Data extracted from a collection:
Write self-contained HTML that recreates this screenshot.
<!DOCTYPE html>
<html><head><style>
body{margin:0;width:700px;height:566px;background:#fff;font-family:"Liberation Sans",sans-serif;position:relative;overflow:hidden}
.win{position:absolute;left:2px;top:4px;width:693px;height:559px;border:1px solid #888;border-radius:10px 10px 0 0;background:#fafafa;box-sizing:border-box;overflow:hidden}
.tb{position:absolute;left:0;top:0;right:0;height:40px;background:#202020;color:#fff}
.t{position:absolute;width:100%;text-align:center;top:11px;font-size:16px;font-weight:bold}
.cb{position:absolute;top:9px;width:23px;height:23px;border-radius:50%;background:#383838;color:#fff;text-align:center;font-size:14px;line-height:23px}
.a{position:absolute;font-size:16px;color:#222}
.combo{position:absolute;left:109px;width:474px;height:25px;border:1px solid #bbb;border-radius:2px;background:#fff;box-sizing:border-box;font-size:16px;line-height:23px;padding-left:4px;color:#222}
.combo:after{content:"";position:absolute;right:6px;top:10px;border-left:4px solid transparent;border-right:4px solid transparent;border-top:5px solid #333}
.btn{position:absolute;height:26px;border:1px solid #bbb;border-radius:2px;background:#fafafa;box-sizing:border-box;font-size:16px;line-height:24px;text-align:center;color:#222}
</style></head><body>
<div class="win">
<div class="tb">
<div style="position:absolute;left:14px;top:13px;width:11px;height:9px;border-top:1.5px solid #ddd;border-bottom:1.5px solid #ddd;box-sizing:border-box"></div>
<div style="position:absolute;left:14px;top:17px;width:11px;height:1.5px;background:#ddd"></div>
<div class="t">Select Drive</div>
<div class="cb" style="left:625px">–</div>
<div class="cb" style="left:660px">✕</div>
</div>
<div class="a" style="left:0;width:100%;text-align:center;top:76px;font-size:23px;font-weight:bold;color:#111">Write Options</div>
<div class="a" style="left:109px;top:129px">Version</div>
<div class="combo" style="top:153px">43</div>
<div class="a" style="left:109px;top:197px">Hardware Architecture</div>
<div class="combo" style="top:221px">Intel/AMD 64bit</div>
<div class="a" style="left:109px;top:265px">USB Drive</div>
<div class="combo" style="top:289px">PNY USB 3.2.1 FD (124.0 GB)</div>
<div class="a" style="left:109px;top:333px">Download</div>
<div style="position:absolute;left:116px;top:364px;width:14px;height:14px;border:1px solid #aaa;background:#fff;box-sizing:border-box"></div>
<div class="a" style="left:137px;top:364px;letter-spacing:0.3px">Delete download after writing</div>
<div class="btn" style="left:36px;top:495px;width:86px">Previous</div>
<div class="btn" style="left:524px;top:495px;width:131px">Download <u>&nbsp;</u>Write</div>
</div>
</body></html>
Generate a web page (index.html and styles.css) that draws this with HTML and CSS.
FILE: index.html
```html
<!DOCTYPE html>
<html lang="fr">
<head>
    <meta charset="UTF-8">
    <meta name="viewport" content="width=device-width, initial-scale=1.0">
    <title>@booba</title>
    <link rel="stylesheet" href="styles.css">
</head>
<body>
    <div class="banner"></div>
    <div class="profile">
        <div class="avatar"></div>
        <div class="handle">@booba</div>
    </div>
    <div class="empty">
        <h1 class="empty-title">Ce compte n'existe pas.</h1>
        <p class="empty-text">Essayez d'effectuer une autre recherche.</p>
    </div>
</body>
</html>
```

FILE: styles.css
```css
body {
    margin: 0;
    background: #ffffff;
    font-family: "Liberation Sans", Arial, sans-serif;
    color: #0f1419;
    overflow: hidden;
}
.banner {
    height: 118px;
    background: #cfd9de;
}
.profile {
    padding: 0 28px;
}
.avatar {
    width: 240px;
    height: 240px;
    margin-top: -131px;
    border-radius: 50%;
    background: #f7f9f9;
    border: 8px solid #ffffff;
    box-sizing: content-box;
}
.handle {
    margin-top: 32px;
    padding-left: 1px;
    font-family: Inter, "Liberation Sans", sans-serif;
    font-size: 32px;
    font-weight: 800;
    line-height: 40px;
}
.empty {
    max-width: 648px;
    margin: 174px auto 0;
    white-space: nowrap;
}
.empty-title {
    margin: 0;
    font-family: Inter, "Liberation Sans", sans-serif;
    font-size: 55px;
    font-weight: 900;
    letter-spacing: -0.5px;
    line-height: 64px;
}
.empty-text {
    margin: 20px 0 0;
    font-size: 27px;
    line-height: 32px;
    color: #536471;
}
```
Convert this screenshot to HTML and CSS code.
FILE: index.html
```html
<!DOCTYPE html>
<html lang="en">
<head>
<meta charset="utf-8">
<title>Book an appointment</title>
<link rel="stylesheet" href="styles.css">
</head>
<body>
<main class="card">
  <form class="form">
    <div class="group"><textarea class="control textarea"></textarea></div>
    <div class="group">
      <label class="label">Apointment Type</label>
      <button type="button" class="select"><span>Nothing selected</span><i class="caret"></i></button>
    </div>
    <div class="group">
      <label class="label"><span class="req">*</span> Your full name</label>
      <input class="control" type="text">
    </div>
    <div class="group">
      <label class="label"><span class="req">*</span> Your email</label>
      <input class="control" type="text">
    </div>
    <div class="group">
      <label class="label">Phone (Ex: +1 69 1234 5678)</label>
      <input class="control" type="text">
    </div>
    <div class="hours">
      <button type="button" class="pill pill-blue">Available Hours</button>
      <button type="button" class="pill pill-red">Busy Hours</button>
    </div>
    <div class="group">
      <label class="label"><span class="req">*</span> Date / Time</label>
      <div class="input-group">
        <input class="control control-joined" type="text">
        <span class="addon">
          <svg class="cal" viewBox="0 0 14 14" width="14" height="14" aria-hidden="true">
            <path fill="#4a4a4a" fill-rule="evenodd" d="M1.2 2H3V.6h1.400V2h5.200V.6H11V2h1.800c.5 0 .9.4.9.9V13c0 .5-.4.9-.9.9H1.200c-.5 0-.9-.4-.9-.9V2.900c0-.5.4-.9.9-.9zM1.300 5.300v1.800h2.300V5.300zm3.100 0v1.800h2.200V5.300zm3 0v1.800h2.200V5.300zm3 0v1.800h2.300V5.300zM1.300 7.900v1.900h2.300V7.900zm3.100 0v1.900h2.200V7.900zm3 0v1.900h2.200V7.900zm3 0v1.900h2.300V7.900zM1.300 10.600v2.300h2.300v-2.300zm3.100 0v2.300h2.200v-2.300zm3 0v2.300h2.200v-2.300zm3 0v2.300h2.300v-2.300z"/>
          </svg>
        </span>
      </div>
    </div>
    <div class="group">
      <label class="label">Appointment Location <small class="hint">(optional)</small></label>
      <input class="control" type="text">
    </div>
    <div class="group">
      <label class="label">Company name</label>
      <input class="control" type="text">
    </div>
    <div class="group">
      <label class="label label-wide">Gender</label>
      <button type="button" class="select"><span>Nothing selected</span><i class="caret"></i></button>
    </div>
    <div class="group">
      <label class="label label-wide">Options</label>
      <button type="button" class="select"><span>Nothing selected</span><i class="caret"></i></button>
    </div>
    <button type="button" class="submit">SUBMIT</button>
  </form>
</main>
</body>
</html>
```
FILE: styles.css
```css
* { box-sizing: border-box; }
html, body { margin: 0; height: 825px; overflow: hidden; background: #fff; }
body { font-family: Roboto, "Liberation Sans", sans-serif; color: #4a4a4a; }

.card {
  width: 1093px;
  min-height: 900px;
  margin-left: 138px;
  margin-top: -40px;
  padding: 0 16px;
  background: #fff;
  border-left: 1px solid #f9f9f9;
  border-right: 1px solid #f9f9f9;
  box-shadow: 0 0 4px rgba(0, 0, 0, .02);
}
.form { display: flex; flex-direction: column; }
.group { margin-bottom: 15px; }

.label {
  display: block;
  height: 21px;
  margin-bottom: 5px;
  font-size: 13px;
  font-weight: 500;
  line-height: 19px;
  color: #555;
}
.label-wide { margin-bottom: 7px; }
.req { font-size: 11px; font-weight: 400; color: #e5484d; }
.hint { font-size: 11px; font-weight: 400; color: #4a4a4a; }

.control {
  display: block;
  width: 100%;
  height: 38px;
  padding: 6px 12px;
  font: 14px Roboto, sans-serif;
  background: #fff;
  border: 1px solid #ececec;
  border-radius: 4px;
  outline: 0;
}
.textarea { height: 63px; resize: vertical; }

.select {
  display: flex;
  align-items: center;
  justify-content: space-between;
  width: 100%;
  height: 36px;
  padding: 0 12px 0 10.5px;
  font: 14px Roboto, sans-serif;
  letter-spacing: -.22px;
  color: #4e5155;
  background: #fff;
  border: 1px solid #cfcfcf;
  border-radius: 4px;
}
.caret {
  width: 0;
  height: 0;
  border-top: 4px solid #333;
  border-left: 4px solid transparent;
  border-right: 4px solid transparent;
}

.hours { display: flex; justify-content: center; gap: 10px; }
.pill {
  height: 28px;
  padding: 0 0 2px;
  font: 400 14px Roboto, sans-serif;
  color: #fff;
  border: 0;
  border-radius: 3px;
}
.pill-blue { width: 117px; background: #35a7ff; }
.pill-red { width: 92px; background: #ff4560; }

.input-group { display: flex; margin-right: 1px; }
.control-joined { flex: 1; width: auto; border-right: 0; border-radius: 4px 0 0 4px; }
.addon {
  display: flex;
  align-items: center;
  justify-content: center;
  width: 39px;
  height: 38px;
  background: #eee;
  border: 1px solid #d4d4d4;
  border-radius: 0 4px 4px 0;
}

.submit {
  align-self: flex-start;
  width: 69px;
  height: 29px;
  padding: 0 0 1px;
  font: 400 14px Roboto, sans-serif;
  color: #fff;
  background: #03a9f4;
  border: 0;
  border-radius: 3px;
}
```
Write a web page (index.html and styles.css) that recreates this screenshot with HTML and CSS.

__WHAT YOU HAVE TO DO__.
Where a line holds "page", copy it out.

__RESPONSE BELOW__.
Generate a web page (index.html and styles.css) that draws this with HTML and CSS.
Write a web page (index.html and styles.css) that recreates this screenshot with HTML and CSS.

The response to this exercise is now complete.